Exil fiscal, pollution, précarisation des travailleurs… Qu’est-ce que les pouvoirs publics font – ou devraient faire – pour contrer Amazon ? Les États sont-ils de tailles face à Amazon ?
Parallèlement à notre rapport, l’ancien secrétaire d’État au Numérique, Mounir Mahjoubi, se fait une petite publicité en tapant sur Amazon… On se félicite de voir des gens aussi libéraux que lui aller dans notre sens, mais on ne peut que s’étonner du fait qu’il n’ait rien fait pour stopper Amazon quand il était au gouvernement. On a fait dix recommandations à l’État, dont une sur laquelle j’aimerais insister : les dirigeants peuvent prendre des mesures pour empêcher la construction de nouveaux entrepôts. Il est urgent que les pouvoirs publics re-régulent les multinationales. Plutôt que de voir des girouettes, on préférerait que des députés LREM agissent. Mais il y a un manque de volonté… Et les multinationales comme Amazon ont atteint un tel poids qu’elles sont aujourd’hui plus puissantes que des États.

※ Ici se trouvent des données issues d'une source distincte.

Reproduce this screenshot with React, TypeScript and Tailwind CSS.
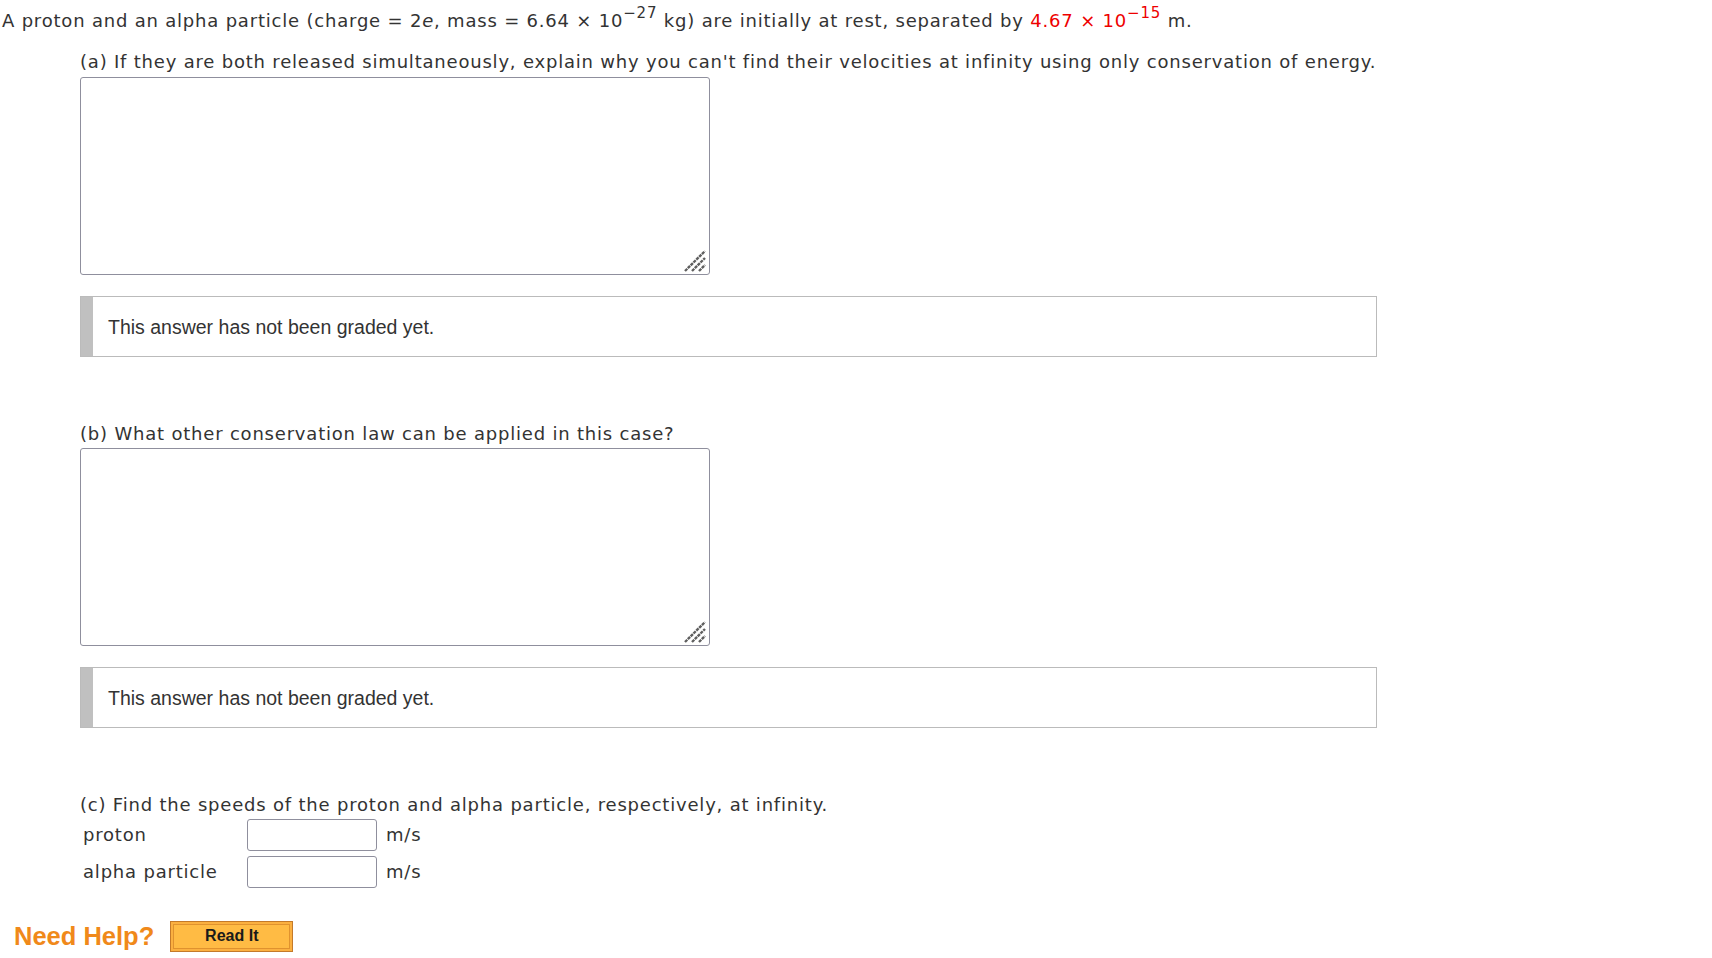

« La pression citoyenne peut pousser les gouvernants à agir, ce qu’ils ne feraient pas spontanément. Même face à la plus grande multinationale du monde, on peut obtenir des victoires. »
Vous appelez à « bloquer » Amazon. Concrètement, qu’est-ce que les citoyens peuvent faire et quel impact cela peut avoir sur un géant du commerce ?
Petite précision : nous n’appelons pas à boycotter Amazon, ça laisserait entendre que les consommateurs ont tous les pouvoirs. Or, il y a 21 millions de Français qui ont passé une commande chez Amazon l’an dernier. On ne veut pas les culpabiliser. La balle est dans le camp des pouvoirs publics. Avant le rapport, on avait sorti un « appel pour transformer le Black Friday 2019 en un "Vendredi Noir pour Amazon" ». Concrètement, on va mener des actions citoyennes partout en France, sous toutes les formes possibles. La pression citoyenne, c’est ce qui peut permettre de pousser les gouvernants à agir, ce qu’ils ne feraient pas spontanément. On veut montrer que même face à la plus grande multinationale du monde, on peut se mobiliser et obtenir des victoires.